İyi Parti Genel Başkanı Meral Akşener, Türkiye'nin Suriye'deki politikasını eleştirdi. Cumhurbaşkanı Tayyip Erdoğan'a çağrı yapan Akşener, "Sayın Erdoğan, sinirini yenemiyorsan, rasyonel olamıyorsan, ben Suriye’ye gidip, Esad ile görüşmeye, bu problemi çözmeye hazırım. Türkiye’yi yeniden çırak çıkarmanın anlamı yok” dedi.

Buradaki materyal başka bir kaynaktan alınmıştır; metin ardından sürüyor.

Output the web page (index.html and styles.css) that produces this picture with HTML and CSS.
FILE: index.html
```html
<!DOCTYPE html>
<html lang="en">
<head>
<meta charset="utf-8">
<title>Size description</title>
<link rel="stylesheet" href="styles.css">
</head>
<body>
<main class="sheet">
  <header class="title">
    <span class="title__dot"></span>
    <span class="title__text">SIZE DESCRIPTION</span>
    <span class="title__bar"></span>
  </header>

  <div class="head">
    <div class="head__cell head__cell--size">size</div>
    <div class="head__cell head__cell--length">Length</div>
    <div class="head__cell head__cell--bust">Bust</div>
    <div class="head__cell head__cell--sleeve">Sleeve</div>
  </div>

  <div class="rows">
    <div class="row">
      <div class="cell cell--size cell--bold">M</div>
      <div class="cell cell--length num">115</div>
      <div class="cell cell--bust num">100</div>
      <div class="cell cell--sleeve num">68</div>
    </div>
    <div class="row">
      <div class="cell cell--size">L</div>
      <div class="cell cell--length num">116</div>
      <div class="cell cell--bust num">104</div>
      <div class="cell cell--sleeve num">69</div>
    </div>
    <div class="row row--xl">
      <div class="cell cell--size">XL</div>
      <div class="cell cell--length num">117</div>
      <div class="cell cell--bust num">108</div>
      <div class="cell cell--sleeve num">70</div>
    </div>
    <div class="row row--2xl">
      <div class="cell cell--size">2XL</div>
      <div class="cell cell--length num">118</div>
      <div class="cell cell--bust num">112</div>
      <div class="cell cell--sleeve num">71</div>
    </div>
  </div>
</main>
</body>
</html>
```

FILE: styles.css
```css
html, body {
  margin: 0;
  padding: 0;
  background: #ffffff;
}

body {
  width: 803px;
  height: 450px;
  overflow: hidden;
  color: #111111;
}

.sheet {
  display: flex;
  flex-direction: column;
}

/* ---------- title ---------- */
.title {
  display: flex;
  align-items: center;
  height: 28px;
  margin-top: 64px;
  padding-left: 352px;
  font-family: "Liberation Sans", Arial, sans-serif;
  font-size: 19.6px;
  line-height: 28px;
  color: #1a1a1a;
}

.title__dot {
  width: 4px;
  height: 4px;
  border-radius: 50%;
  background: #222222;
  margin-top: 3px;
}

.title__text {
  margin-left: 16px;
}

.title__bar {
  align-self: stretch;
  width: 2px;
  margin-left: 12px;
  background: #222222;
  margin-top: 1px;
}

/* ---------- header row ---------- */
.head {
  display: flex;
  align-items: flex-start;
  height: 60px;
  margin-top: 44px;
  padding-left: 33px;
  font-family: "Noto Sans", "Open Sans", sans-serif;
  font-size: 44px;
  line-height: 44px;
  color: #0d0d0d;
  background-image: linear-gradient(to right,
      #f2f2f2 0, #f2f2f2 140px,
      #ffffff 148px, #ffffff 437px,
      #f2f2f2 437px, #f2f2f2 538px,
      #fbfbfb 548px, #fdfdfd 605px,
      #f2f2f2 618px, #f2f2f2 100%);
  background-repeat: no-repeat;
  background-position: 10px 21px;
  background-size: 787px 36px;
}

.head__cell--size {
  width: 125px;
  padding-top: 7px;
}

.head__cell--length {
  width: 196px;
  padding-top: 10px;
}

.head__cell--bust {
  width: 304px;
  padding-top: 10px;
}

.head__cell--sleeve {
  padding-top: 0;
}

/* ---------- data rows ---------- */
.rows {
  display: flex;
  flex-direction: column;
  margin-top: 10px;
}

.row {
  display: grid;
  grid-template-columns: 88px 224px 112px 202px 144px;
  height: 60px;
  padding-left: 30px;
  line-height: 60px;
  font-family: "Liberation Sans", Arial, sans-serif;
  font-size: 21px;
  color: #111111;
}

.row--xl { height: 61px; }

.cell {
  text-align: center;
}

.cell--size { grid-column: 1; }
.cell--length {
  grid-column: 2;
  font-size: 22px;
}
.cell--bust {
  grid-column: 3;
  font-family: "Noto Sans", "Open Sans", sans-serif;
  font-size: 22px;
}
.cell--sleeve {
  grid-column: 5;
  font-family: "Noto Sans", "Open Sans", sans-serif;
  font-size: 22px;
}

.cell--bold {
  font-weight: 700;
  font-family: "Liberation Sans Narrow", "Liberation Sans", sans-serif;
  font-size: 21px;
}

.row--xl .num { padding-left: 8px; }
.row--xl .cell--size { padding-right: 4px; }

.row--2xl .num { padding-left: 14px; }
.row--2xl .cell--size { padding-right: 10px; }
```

Akşener, Büyük Anadolu Otel’de partisince ikincisi düzenlenen Yerel Yönetimler Çalıştayı’nın kapanışına katıldı. Ankara Büyükşehir Belediye Başkanı Mansur Yavaş’ın da katıldığı çalıştayda, Akşener, şunları söyledi:
"31 Mart’a giderken, eylül ayından itibaren arkadaşlarımızla çalıştık. “Yalnız mı seçime girelim, ittifakla mı?” Ortak aklı uyguladık. Çalışıldı ve oybirliği ile “CHP’yle ittifak halinde gidilebilirse, Türkiye’nin ferahlamasına sebep olunacağı” kararı çıktı. Ben bu kararı Sayın Kılıçdaroğlu’na ilettim. Türkiye için gerekirse “Akşener çırak çıkabilir ama Türkiye’nin bu nefesi almaya ihtiyacı olduğunu, bu işbirliğinin Türkiye’ye gerekli olduğunu ”söyledim. Sonuç: 31 Mart akşamı kiminizin ağabeyi, kiminizin kardeşi, tamamınızın arkadaşı Mansur Başkan, Ankara’nın belediye başkanı seçildi.

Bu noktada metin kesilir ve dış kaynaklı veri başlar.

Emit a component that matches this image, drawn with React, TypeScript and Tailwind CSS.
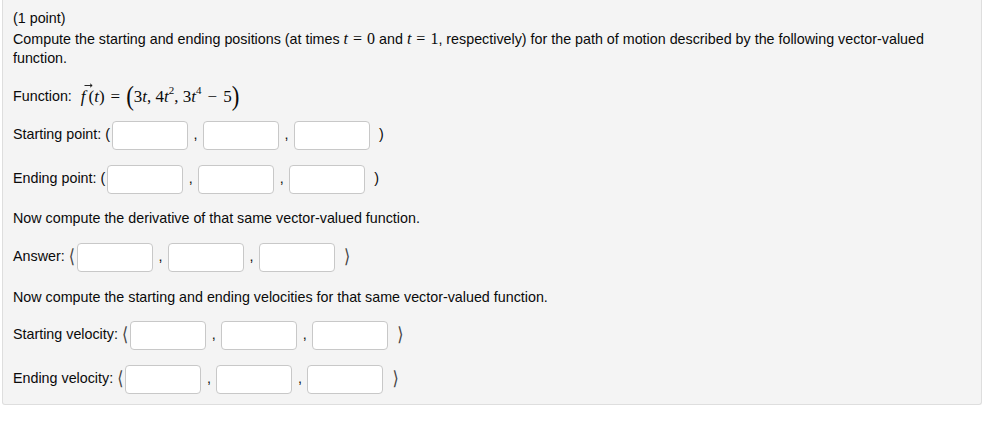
import React from "react";

const sans = { fontFamily: '"Liberation Sans", Arial, Helvetica, sans-serif' };
const serif = { fontFamily: '"Liberation Serif", "Times New Roman", serif' };
const angleFont = { fontFamily: '"DejaVu Sans", sans-serif' };

function Box() {
  return (
    <input
      type="text"
      className="w-[76px] h-[29px] shrink-0 rounded-[4px] border border-[#c8c8c8] bg-white outline-none"
    />
  );
}

function Row({ label, open, close }: { label: string; open: string; close: string }) {
  const angle = open === "⟨";
  return (
    <div className="flex items-center h-[29px]">
      <span className="whitespace-pre">{label} </span>
      <span
        className={angle ? "text-[16px] text-[#444] inline-block scale-y-[1.2]" : ""}
        style={angle ? angleFont : undefined}
      >
        {open}
      </span>
      <span className="w-[2px] shrink-0" />
      <Box />
      <span className="w-[15px] text-center shrink-0">,</span>
      <Box />
      <span className="w-[15px] text-center shrink-0">,</span>
      <Box />
      <span
        className={"ml-[9px] " + (angle ? "text-[16px] text-[#444] inline-block scale-y-[1.2]" : "")}
        style={angle ? angleFont : undefined}
      >
        {close}
      </span>
    </div>
  );
}

function T() {
  return (
    <span className="italic text-[16px]" style={serif}>
      t
    </span>
  );
}

export default function App() {
  return (
    <div className="w-[990px] h-[427px] bg-white text-[14.3px] text-[#0a0a0a]" style={sans}>
      <div className="ml-[2px] w-[980px] bg-[#f4f4f4] border-x border-b border-[#dedede] rounded-b-[3px] px-[10px] pt-[9px] pb-[10px]">
        <div className="leading-[19.5px]">
          <div>(1 point)</div>
          <div>
            Compute the starting and ending positions (at times <T />
            <span className="text-[16px] mx-[5px]" style={serif}>
              =
            </span>
            <span className="text-[16px]" style={serif}>
              0
            </span>{" "}
            and <T />
            <span className="text-[16px] mx-[5px]" style={serif}>
              =
            </span>
            <span className="text-[16px]" style={serif}>
              1
            </span>
            , respectively) for the path of motion described by the following vector-valued
            <br />
            function.
          </div>
        </div>

        <div className="mt-[16px] h-[24px] flex items-center">
          <span className="whitespace-pre">Function: </span>
          <span className="text-[17px] flex items-center" style={serif}>
            <span className="relative inline-block italic ml-[5px]">
              f
              <svg className="absolute left-[3px] top-[-1px]" width="9" height="5" viewBox="0 0 9 5">
                <path d="M0.5 2.5 H8 M6 0.8 L8.2 2.5 L6 4.2" stroke="#111" strokeWidth="0.9" fill="none" />
              </svg>
            </span>
            <span className="ml-[3px]">(</span>
            <span className="italic">t</span>
            <span>)</span>
            <span className="mx-[6px]">=</span>
            <span className="text-[23px] leading-none inline-block scale-y-[1.15]">(</span>
            <span>3</span>
            <span className="italic">t</span>
            <span>,&nbsp;4</span>
            <span className="italic">t</span>
            <sup className="text-[11px] top-[-7px]">2</sup>
            <span>,&nbsp;3</span>
            <span className="italic">t</span>
            <sup className="text-[11px] top-[-7px]">4</sup>
            <span className="mx-[6px]">−</span>
            <span>5</span>
            <span className="text-[23px] leading-none inline-block scale-y-[1.15]">)</span>
          </span>
        </div>

        <div className="mt-[12px]">
          <Row label="Starting point:" open="(" close=")" />
        </div>
        <div className="mt-[15px]">
          <Row label="Ending point:" open="(" close=")" />
        </div>

        <div className="mt-[14px] h-[20px] leading-[20px]">
          Now compute the derivative of that same vector-valued function.
        </div>
        <div className="mt-[15px]">
          <Row label="Answer:" open="⟨" close="⟩" />
        </div>

        <div className="mt-[15px] h-[20px] leading-[20px]">
          Now compute the starting and ending velocities for that same vector-valued function.
        </div>
        <div className="mt-[14px]">
          <Row label="Starting velocity:" open="⟨" close="⟩" />
        </div>
        <div className="mt-[15px]">
          <Row label="Ending velocity:" open="⟨" close="⟩" />
        </div>
      </div>
    </div>
  );
}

(Milliyetçilere mesaj) Bugün bakmayın Cumhurbaşkanı’nın milliyetçilik adına ayrıştırıcı, kutuplaştırıcı, insanları rencide edici sözlerine... O gelenek nedir, biliyor musunuz? Gerçekçidir, kapsayıcıdır. Kutuplaştırmaz, birleştirir. İYİ Parti, hem partinin doktrini olarak, hem onun anlayışı olarak, iki konudan asla vazgeçemeyecektir. Birisi nüfus cüzdanı... Bu ülkenin nüfus cüzdanına sahip her bir bireyi ağadır, paşadır, reistir, her şeydir.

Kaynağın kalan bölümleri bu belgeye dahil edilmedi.